A ver quién es el guapo que se
atreve hoy a cuestionar –tal es la fuerza imbatible de los dogmas un millón de
veces por todos como loros aquí y allá repetidos- que la bondad y la justicia sumas de una Política consisten en redistribuir, es decir, en como sea quitarles
bienes a los que más tienen para dárselos a quienes menos tienen.
En el repiqueteado camino de ese eslogan, la persona, su mérito o
demérito, su responsabilidad o irresponsabilidad, su libertad y autonomía moral,
se vacían de sentido y de contenido en pro de esa idílica –buena, justa y
santa- equiparación. Luego, salvo en los órdenes más extremos de la sociedad, o
en casos de infortunio o enfermedad tremendos, vemos y comprobamos a nuestro
alrededor que la realidad, su verdadera justicia y bondad, van por otro camino.

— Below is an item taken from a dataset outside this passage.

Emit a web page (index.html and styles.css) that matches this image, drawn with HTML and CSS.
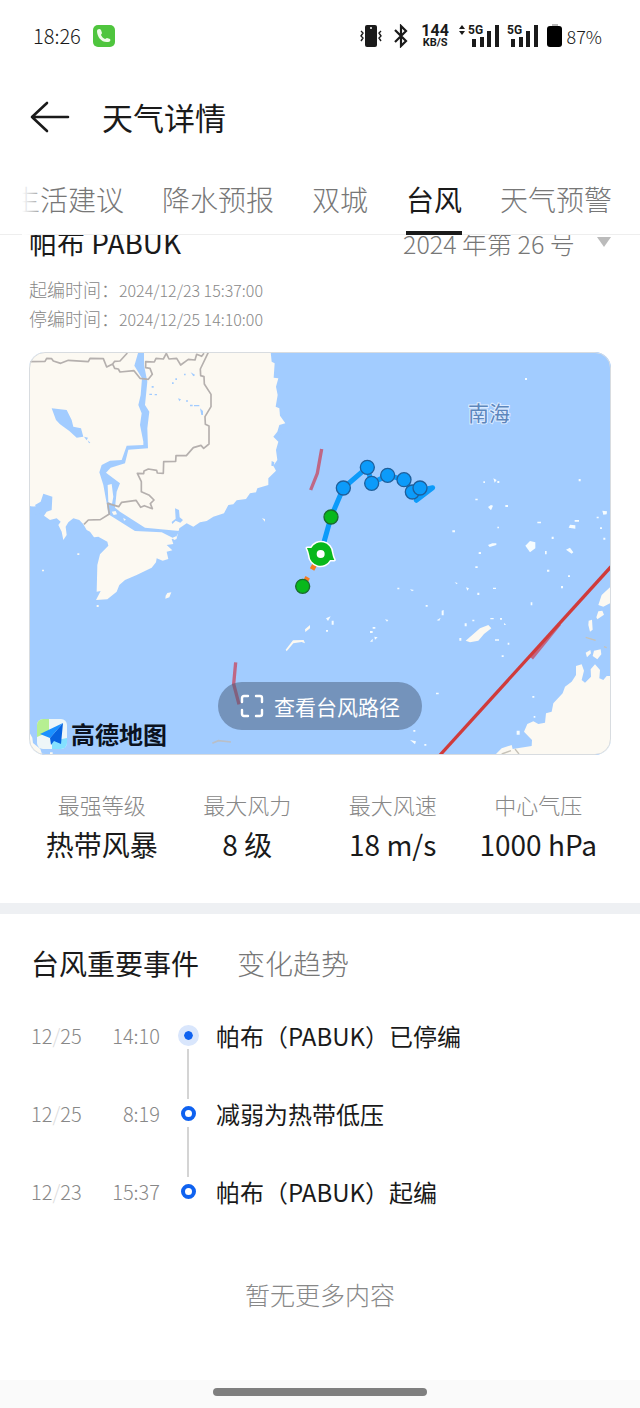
FILE: index.html
```html
<!DOCTYPE html>
<html lang="zh-CN">
<head>
  <meta charset="UTF-8">
  <meta name="viewport" content="width=device-width, initial-scale=1">
  <title>天气详情</title>
  <link rel="stylesheet" href="styles.css">
</head>
<body>
  <header class="header">
    <div class="status-bar">
      <span class="clock">18:26</span>
      <svg class="phone-icon" width="22" height="22" viewBox="0 0 22 22">
        <rect width="22" height="22" rx="5" fill="#4fc53e"/>
        <path d="M4 6c0-2 3-3 4-1l1 3c0 1-1 1-1 2 1 2 2 3 4 4 1 0 1-1 2-1l3 1c1 1 0 3-2 3C9 18 4 12 4 6z" fill="#effbe9"/>
      </svg>
      <div class="status-icons">
        <svg width="22" height="24" viewBox="0 0 22 24">
          <rect x="5" y="1" width="12" height="22" rx="2" fill="#1a1a1a"/>
          <circle cx="11" cy="4" r="1" fill="#fff"/>
          <path d="M1 7l2 2-2 3 2 2-2 3M21 7l-2 2 2 3-2 2 2 3" fill="none" stroke="#1a1a1a" stroke-width="1.4"/>
        </svg>
        <svg class="bluetooth" width="14" height="24" viewBox="0 0 14 24">
          <path d="M1 6l11 11-5 5V2l5 5L1 18" fill="none" stroke="#1a1a1a" stroke-width="2.2"/>
        </svg>
        <div class="net-speed"><b>144</b><span>KB/S</span></div>
        <svg width="42" height="24" viewBox="0 0 42 24" fill="#1a1a1a">
          <path d="M0 5l3-4 3 4zM0 7l3 4 3-4z"/>
          <text class="signal-text" x="9" y="10">5G</text>
          <path d="M13 15h4v8h-4zM21 13h4v10h-4zM28 7h4v16h-4zM36 1h4v22h-4z"/>
        </svg>
        <svg class="signal2" width="32" height="24" viewBox="0 0 32 24" fill="#1a1a1a">
          <text class="signal-text" x="0" y="10">5G</text>
          <path d="M4 15h4v8H4zM12 13h4v10h-4zM19 7h4v16h-4zM27 1h4v22h-4z"/>
        </svg>
        <svg class="battery" width="16" height="24" viewBox="0 0 16 24">
          <path d="M5 0h6v3H5z" fill="#bbb"/>
          <rect y="2" width="15" height="21" rx="3"/>
        </svg>
        <span class="percent">87%</span>
      </div>
    </div>

    <div class="title-bar">
      <button class="back" aria-label="返回">
        <svg width="40" height="32" viewBox="0 0 40 32">
          <path d="M38 16H2M17 2L2 16l15 14" fill="none" stroke="#1a1a1a" stroke-width="2.6" stroke-linecap="round" stroke-linejoin="round"/>
        </svg>
      </button>
      <h1>天气详情</h1>
    </div>

    <nav class="tabs">
      <button class="tab">生活建议</button>
      <button class="tab">降水预报</button>
      <button class="tab">双城</button>
      <button class="tab active">台风</button>
      <button class="tab">天气预警</button>
    </nav>
  </header>

  <main>
    <section class="storm">
      <div class="storm-head">
        <h2>帕布 PABUK</h2>
        <div class="picker">
          <select aria-label="台风编号"><option>2024 年第 26 号</option></select>
        </div>
      </div>
      <p class="meta">起编时间：<time>2024/12/23 15:37:00</time></p>
      <p class="meta">停编时间：<time>2024/12/25 14:10:00</time></p>

      <div class="map">
        <svg class="map-canvas" viewBox="27 21 1746 1209">
          <rect x="27" y="21" width="1746" height="1209" fill="#a2ccff"/>
          <!-- mainland -->
          <path fill="#fcf9f2" d="M27 21H752L755 50 764 55 761 98 775 100 768 125 773 150 767 185 778 190 780 212 796 235 778 240 772 260 760 275 775 290 768 315 772 345 760 362 768 377 745 400 745 420 712 430 708 442 690 445 678 462 650 466 640 478 625 480 612 505 580 515 560 528 540 532 520 545 500 535 478 550 470 580 455 582 460 597 440 600 457 616 440 620 445 642 428 647 410 640 408 652 395 668 350 690 315 705 298 720 290 740 262 763 228 765 242 738 230 740 232 660 240 628 265 602 262 590 235 575 222 577 210 560 200 555 190 538 178 525 160 520 145 532 137 545 140 570 130 585 125 560 115 540 122 530 110 520 90 525 72 512 80 500 95 495 97 455 70 446 62 470 45 480 50 488 27 482Z"/>
          <g fill="#a2ccff">
            <path d="M355 21L343 62 366 100 362 150 355 180 365 205 360 240 370 290V300L320 302 305 345 270 347 245 360 238 382 250 420 260 475 265 508 345 558 425 562 465 582 478 558 375 548 300 500 285 488 290 440 300 415 258 383 272 368 315 355 325 314 384 310 382 250 388 200 375 180 382 110 372 60V21Z"/>
            <path d="M95 190L140 195 155 225 160 245 183 250 190 275 170 278 148 258 120 238 108 225ZM35 485L60 482 68 500 45 510ZM192 275l12 3-4 8zM203 286l8 7-4 2z"/>
            <path d="M465 490l12 5 2 22 10 8-8 8-14-6-10 10-2-6 12-10zM512 82l14 8-6 4zM474 160l9 3-5 6zM510 179h8v5h-8zM522 180h16v4h-16zM540 190l9 8v12h-5zM395 123h6v5h-6zM388 146h8v4h-8zM404 147h7v4h-7zM466 100h5v5h-5zM492 86h5v5h-5zM456 112h5v5h-5zM498 166h6v4h-6zM755 348l8 4-2 12-7-2zM774 258l10-3 3 10-10 4z"/>
          </g>
          <path fill="#fcf9f2" d="M263 420l12-3 5 38-4 22-11-6zM275 500l12-2 4 10-10 2zM310 518l8 6-6 3zM458 578l10-4 2 8-8 3zM726 520l9 2 0 8z"/>
          <g fill="none" stroke="#b5b0ae" stroke-width="5" stroke-linejoin="round">
            <path d="M27 50L75 49 80 40 95 41 100 48 122 55 145 46 205 50 210 40 250 41 260 66 278 57 284 49 300 48 322 24M278 57L284 70 295 72 300 81 342 77 360 100 385 103 397 88 390 70 377 68 377 50 403 51 408 40 430 42 439 25 447 42 470 40 482 60 505 43 525 45 530 28 545 34 552 25M565 22L541 72 542 92 552 95 553 117 573 148V185L555 215 556 238 567 243V297L551 310 543 301 520 308 499 332H468L467 349 431 350 430 385 412 384 410 376 385 372 372 378 371 386 352 385 364 410V440L388 451 402 465 391 476 397 491 373 482 362 487 348 466 305 472 296 485 263 475 268 507 241 524 205 525 192 538"/>
          </g>
          <!-- islands -->
          <path fill="#fcf9f2" d="M27 1160l10 18 2 16 22 18 6 18H27zM90 1222h8v8h-8zM437 752l5-8 12-2-6 15-12 4zM855 853l15-13v10l-14 11zM797 914l22-28 32-1 4 10-10-4-25 4-20 24zM172 625h6v5h-6zM66 674h6v5h-6zM230 780h6v6h-6zM286 624h8v4h-8z"/>
          <g transform="translate(900 615)">
            <path fill="#fcf9f2" d="M873 612H528L545 595 575 585 578 597 635 588 636 570 612 545 622 522 640 514 655 522 675 518 678 490 695 485 700 460 728 430 735 410 755 395 768 375 768 348 785 343 792 362 785 390 795 398 813 380 812 358 825 343 840 360 838 385 850 390 860 378 873 378ZM870 112L845 135 835 165 850 170 873 158V112zM835 184l12-2 5 12-20 14-3-6zM806 212l10-3 2 30-8 6-5-20zM797 308l14-8 2 10-12 12zM822 302l20-4 2 15-12 15-14-10zM437 272L480 235 505 225 514 235 492 252 475 272 450 277z"/>
            <path fill="#f6fcff" d="M18 205l14-6-8 14zM35 212h6v12h-6zM18 240h6v5h-6zM150 275l8-9v9zM163 260l10 2-8 7zM150 243h8v6h-8zM158 231h8v5h-8zM195 208l10 2-4 5zM232 113h6v5h-6zM270 118l12 2-6 4zM317 165h6v5h-6zM350 211l12-8-4 9zM365 182l6-2v16h-6zM434 220h6v9h-6zM457 209h6v5h-6zM418 264h6v8h-6zM438 112l9 3-5 7zM404 97l9 2-3 4zM472 128h6v7h-6zM519 113h9v4h-9zM632 157h5v9h-5zM681 59h7v6h-7zM723 108h6v7h-6zM744 76h6v5h-6zM511 204h10v4h-10zM540 204h6v5h-6zM553 218l5 7h-6zM525 268h12v4h-12zM563 278h5v6h-5zM545 316h6v5h-6zM348 428h8v5h-8zM637 438h6v5h-6zM590 542h9v12h-9zM270 570l18 4-3 9zM313 582h6v5h-6zM280 540h6v5h-6zM466 49h7v5h-7zM477 7h6v5h-6zM641 498h5v5h-5z"/>
            <path fill="none" stroke="#c6c2b8" stroke-width="4" d="M797 262l30 9M852 290l8 3M545 612l28-10M585 597l12 15"/>
          </g>
          <path fill="none" stroke="#b9bfc8" stroke-width="5" d="M577 1195l18-8 38 4"/>
          <path fill="#f6fcff" d="M1515 99h6v6h-6zM1420 400l10 5-6 8zM1432 408h6v6h-6zM1390 409h5v5h-5zM1366 461h7v5h-7zM1404 486l9-6 6 2-6 14zM1456 480h8v6h-8zM1676 402h6v7h-6zM1747 497l14 2-1 9-10 1zM1730 515h6v5h-6zM1646 548l4-9 16 2 0 10zM1664 525h13v5h-13zM1740 547h6v5h-6zM1552 530h11v5h-11zM1432 545h5v5h-5zM1297 556h8v6h-8zM1595 575h6v7h-6zM1404 600l13-5 12 0v5l-20 6zM1516 602l14-14 16 4 0 18-16 12zM1575 618h5v10h-5zM1638 614l12-6 10 14-5 4zM1750 578h6v6h-6zM1376 622h7v5h-7z"/>
          <!-- boundary marks -->
          <g fill="none" stroke="#c8465c" stroke-opacity=".75" stroke-width="10">
            <path d="M905 312L892 385 872 435"/>
            <path d="M647 952L641 1017 657 1078"/>
            <path d="M1619 837L1535 940"/>
          </g>
          <path d="M1773 665L1260 1230" stroke="#d03b3b" stroke-width="10"/>
          <text class="sea-label" x="1344" y="228">南海</text>
          <!-- storm track -->
          <path d="M902 627L848 724" stroke="#f57c23" stroke-width="15" stroke-dasharray="15 27" stroke-dashoffset="-38"/>
          <path d="M902 627L933 516 970 429 1042 367 1055 415 1103 391 1152 404 1177 441 1238 428 1189 466" fill="none" stroke="#0c9bfa" stroke-width="15" stroke-linecap="round" stroke-linejoin="round"/>
          <path d="M1185 440L1238 428 1189 466z" fill="#0c9bfa"/>
          <g fill="#0c9bfa" stroke="#1f5f9b" stroke-width="4">
            <circle cx="1042" cy="367" r="21"/>
            <circle cx="970" cy="429" r="21"/>
            <circle cx="1055" cy="415" r="21"/>
            <circle cx="1103" cy="391" r="21"/>
            <circle cx="1152" cy="404" r="21"/>
            <circle cx="1177" cy="441" r="21"/>
            <circle cx="1200" cy="429" r="21"/>
          </g>
          <g fill="#08b81c" stroke="#1b6b2e" stroke-width="4">
            <circle cx="933" cy="516" r="21"/>
            <circle cx="848" cy="724" r="21"/>
          </g>
          <g transform="translate(902 627)">
            <path d="M-41-18L-28-18A33 33 0 0 1 34-4Q36 8 41 18L28 18A33 33 0 0 1-34 4Q-36-8-41-18Z" fill="#08b81c" stroke="#fff" stroke-width="9" stroke-linejoin="round" paint-order="stroke"/>
            <circle r="12" fill="#fff"/>
          </g>
        </svg>
        <div class="map-brand">
          <svg width="30" height="30" viewBox="0 0 30 30">
            <rect width="30" height="30" rx="6" fill="#eef6f8"/>
            <path d="M6 0h6v13L0 18V6a6 6 0 0 1 6-6z" fill="#b6ef92"/>
            <path d="M15 22l15-3v5a6 6 0 0 1-6 6h-9z" fill="#84e0ff"/>
            <path d="M26 4L3 15l10 4z" fill="#1b91ff"/>
            <path d="M26 4L13 19l1 7 3-4 7 3z" fill="#0763e0"/>
          </svg>
          <span>高德地图</span>
        </div>
        <button class="path-btn">
          <svg width="24" height="24" viewBox="0 0 24 24">
            <path d="M2 8V4q0-2 2-2h4M16 2h4q2 0 2 2v4M22 16v4q0 2-2 2h-4M8 22H4q-2 0-2-2v-4" fill="none" stroke="#fff" stroke-width="2.4" stroke-linecap="round"/>
          </svg>
          查看台风路径
        </button>
      </div>

      <dl class="stats">
        <div><dt>最强等级</dt><dd>热带风暴</dd></div>
        <div><dt>最大风力</dt><dd>8 级</dd></div>
        <div><dt>最大风速</dt><dd>18 m/s</dd></div>
        <div><dt>中心气压</dt><dd>1000 hPa</dd></div>
      </dl>
    </section>

    <section class="events">
      <div class="event-tabs">
        <button class="event-tab active">台风重要事件</button>
        <button class="event-tab">变化趋势</button>
      </div>
      <ol class="timeline">
        <li class="latest"><span class="date">12<i>/</i>25</span><span class="time">14:10</span><span class="dot"></span><span>帕布（PABUK）已停编</span></li>
        <li><span class="date">12<i>/</i>25</span><span class="time">8:19</span><span class="dot"></span><span>减弱为热带低压</span></li>
        <li><span class="date">12<i>/</i>23</span><span class="time">15:37</span><span class="dot"></span><span>帕布（PABUK）起编</span></li>
      </ol>
      <p class="no-more">暂无更多内容</p>
    </section>
  </main>

  <footer class="gesture-bar"><span class="handle"></span></footer>
</body>
</html>
```
FILE: styles.css
```css
* {
  box-sizing: border-box;
}
body {
  margin: 0;
  min-height: 100vh;
  display: flex;
  flex-direction: column;
  background-color: #fff;
  color: #1a1a1a;
  font-family: "Noto Sans CJK SC", sans-serif;
  font-weight: 300;
}
h1, h2, p, dl, dd, ol {
  margin: 0;
  padding: 0;
}
h1, h2, dd {
  font-weight: 400;
}
button, select {
  border: none;
  background: none;
  padding: 0;
  font: inherit;
  color: inherit;
  cursor: pointer;
}
svg {
  display: block;
  flex-shrink: 0;
}

/* Header */
.header {
  position: sticky;
  top: 0;
  z-index: 2;
  background-color: #fff;
}
.header::after {
  content: "";
  display: block;
  height: 1px;
  margin-top: -1px;
  background-color: #eee;
}
.status-bar {
  display: flex;
  align-items: center;
  height: 72px;
  padding: 0 38px 0 33px;
}
.clock {
  width: 60px;
  font-size: 20px;
  line-height: 24px;
}
.status-icons {
  display: flex;
  align-items: center;
  margin-left: auto;
}
.bluetooth {
  margin: 0 14px 0 12px;
}
.net-speed {
  display: flex;
  flex-direction: column;
  align-items: center;
  width: 27px;
  margin-right: 10px;
  font-family: Roboto, sans-serif;
  font-size: 16px;
  line-height: 14px;
}
.net-speed b {
  font-weight: 700;
}
.net-speed span {
  font-size: 11px;
  font-weight: 700;
  line-height: 10px;
}
.signal-text {
  font-family: Roboto, sans-serif;
  font-size: 12px;
  font-weight: bold;
}
.signal2 {
  margin: 0 8px 0 6px;
}
.percent {
  margin-left: 4px;
  font-size: 18px;
  line-height: 24px;
}
.title-bar {
  display: flex;
  align-items: center;
  gap: 32px;
  height: 90px;
  padding: 0 30px;
}
.title-bar h1 {
  font-size: 31px;
  line-height: 40px;
}
.tabs {
  position: relative;
  display: flex;
  gap: 38px;
  margin-left: 22px;
  overflow: hidden;
}
.tabs::before {
  content: "";
  position: absolute;
  left: 0;
  top: 0;
  width: 18px;
  height: 100%;
  background: linear-gradient(to right, #fff, rgba(255, 255, 255, 0.3));
}
.tab {
  flex-shrink: 0;
  height: 73px;
  padding-top: 4px;
  border-bottom: 4px solid transparent;
  font-size: 28px;
  color: #777;
}
.tab:first-child {
  margin-left: -10px;
}
.tab.active {
  color: #1a1a1a;
  border-color: #1a1a1a;
  font-weight: 400;
}

/* Storm card */
.storm {
  margin-top: -10px;
  padding: 0 29px 39px;
  border-bottom: 11px solid #eef0f3;
}
.storm-head {
  display: flex;
  justify-content: space-between;
  align-items: center;
  margin-bottom: 16px;
}
.storm-head h2 {
  font-size: 28px;
  line-height: 34px;
}
.picker {
  display: flex;
  align-items: center;
  gap: 22px;
  color: #777;
}
.picker select {
  appearance: none;
  height: 34px;
  font-size: 25px;
}
.picker::after {
  content: "";
  border: 7px solid transparent;
  border-top: 10px solid #bbb;
  border-bottom: none;
}
.meta {
  font-size: 18px;
  line-height: 29px;
  color: #888;
}
.meta time {
  font-size: 16px;
  line-height: 16px;
}
.map {
  position: relative;
  margin-top: 19px;
  border-radius: 16px;
  overflow: hidden;
}
.map::after {
  content: "";
  position: absolute;
  inset: 0;
  border: 1px solid #d8dce0;
  border-radius: 16px;
  pointer-events: none;
}
.map-canvas {
  width: 100%;
  height: auto;
}
.sea-label {
  font-size: 63px;
  font-weight: 400;
  fill: #5c86bd;
  stroke: #dcebff;
  stroke-width: 6px;
  paint-order: stroke;
}
.map-brand {
  position: absolute;
  left: 8px;
  bottom: 6px;
  display: flex;
  align-items: center;
  gap: 4px;
  font-size: 24px;
  font-weight: bold;
  line-height: 30px;
  color: #0b1220;
}
.path-btn {
  position: absolute;
  left: 50%;
  bottom: 25px;
  transform: translateX(-50%);
  display: flex;
  align-items: center;
  gap: 10px;
  height: 48px;
  padding: 0 22px;
  border-radius: 24px;
  background-color: rgba(70, 90, 120, 0.5);
  color: #fff;
  font-size: 21px;
  font-weight: 400;
  white-space: nowrap;
}
.stats {
  display: grid;
  grid-template-columns: repeat(4, 1fr);
  margin-top: 34px;
  text-align: center;
}
.stats dt {
  font-size: 22px;
  line-height: 30px;
  color: #888;
}
.stats dd {
  margin-top: 5px;
  font-size: 28px;
  line-height: 40px;
}

/* Events */
.events {
  padding: 29px 31px;
}
.event-tabs {
  display: flex;
  gap: 38px;
}
.event-tab {
  font-size: 28px;
  line-height: 40px;
  color: #777;
}
.event-tab.active {
  color: #1a1a1a;
  font-weight: 400;
}
.timeline {
  margin-top: 13px;
  list-style: none;
}
.timeline li {
  position: relative;
  display: grid;
  grid-template-columns: 69px 60px 56px 1fr;
  align-items: center;
  height: 78px;
  font-size: 24px;
  font-weight: 400;
}
.date, .time {
  font-size: 20px;
  font-weight: 300;
  color: #888;
}
.date i {
  font-style: normal;
  color: #ddd;
}
.time {
  text-align: right;
}
.dot {
  justify-self: center;
  width: 15px;
  height: 15px;
  border: 4px solid #0f62f0;
  border-radius: 50%;
}
.latest .dot {
  width: 21px;
  height: 21px;
  border: 6px solid #d9e6fc;
  background-color: #0f62f0;
  background-clip: padding-box;
}
.timeline li:not(:last-child)::after {
  content: "";
  position: absolute;
  left: 156px;
  top: 53px;
  width: 2px;
  height: 50px;
  background-color: #d4d4d4;
}
.no-more {
  margin-top: 44px;
  font-size: 25px;
  line-height: 40px;
  text-align: center;
  color: #888;
}

/* Bottom gesture area */
.gesture-bar {
  display: flex;
  justify-content: center;
  height: 28px;
  margin-top: auto;
  padding-top: 8px;
  background-color: #fafafa;
}
.handle {
  width: 214px;
  height: 8px;
  border-radius: 4px;
  background-color: #7f7f7f;
}
```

Estamos hartos de conocer individuos que a mansalva derrochan y
dilapidan bienes, talento y oportunidades a causa de su exclusiva
irresponsabilidad y disipación, y de otros que con tenacidad e ingenio se
esforzaron y se esfuerzan en mejorar –sin que nadie les regale nada- su suerte
y la de los suyos, además lográndolo. Nos fascinan muchos casos de personas que
a diario conocemos, con trabajos seguros y una existencia cómoda, que se pulen lo que no está en los escritos, que
por ejemplo, han viajado hasta el quinto pino del mundo, con lo que no ahorran
jamás un chavo, portadores además de esa visión izquierdista de la vida que consiste en, una vez que me lo fundí
todo, ahora te exijo a ti, vil rata egoísta ahorradora, que me entregues el
cincuenta por ciento de tus pertenencias. Siempre lo mejor es, claro, pegarse
la vidorra, compadecerse luego un rato, en pose entre ternurista y
redentorista, de los pobres inmigrantes hambrientos del Tercer Mundo y exigirle
el reparto a la hormiguita laboriosa
y ahorradora que renunció a los caprichos con que el indignado una y otra vez se autohomenajeó.
Encima este vividor derrochón a lo divino
progre se mece en una melopea de
inmejorable autoconciencia –estoy entre los Buenos,
entre las víctimas del Sistema, soy
un soñador, un idealista solidario- mientras proyecta sobre quien a pulso consiguió labrarse una
vida mejor –a menudo consiguiendo que éste, sin saber bien por qué, se
avergüence de sí mismo- la sombra de las peores connotaciones ideológicas hoy: un
ser egoísta,
insolidario, explotador. ¡Cuántas veces no habremos escuchado la supina
estolidez desdeñosa –hay casos y casos- sobre ser el más rico del cementerio!
Dictar que obtengan los mismos frutos todos, sin atender, entre otras
circunstancias, a lo que cada uno puso de su parte en su empeño, podrá ser
igualitarista, claro, pero que no se nos machaque con que es eso por decreto lo
bueno y lo justo, cuando es a menudo precisamente lo perverso y lo
clamorosamente injusto. Si la bondad y
la justicia sumas de una política estriban en la sacrosanta y forzosa
redistribución, quién va luego a estar interesado en arriesgar, en prosperar,
en trabajar más y mejor, en crear riqueza, en definitiva, en reclamar el
derecho a hacer con su vida lo que su voluntad decida. El Estado, la voluntad general, lo que repartirá
entonces será miseria. Y todos tan a
gustito, tan a gustito estaremos, sí.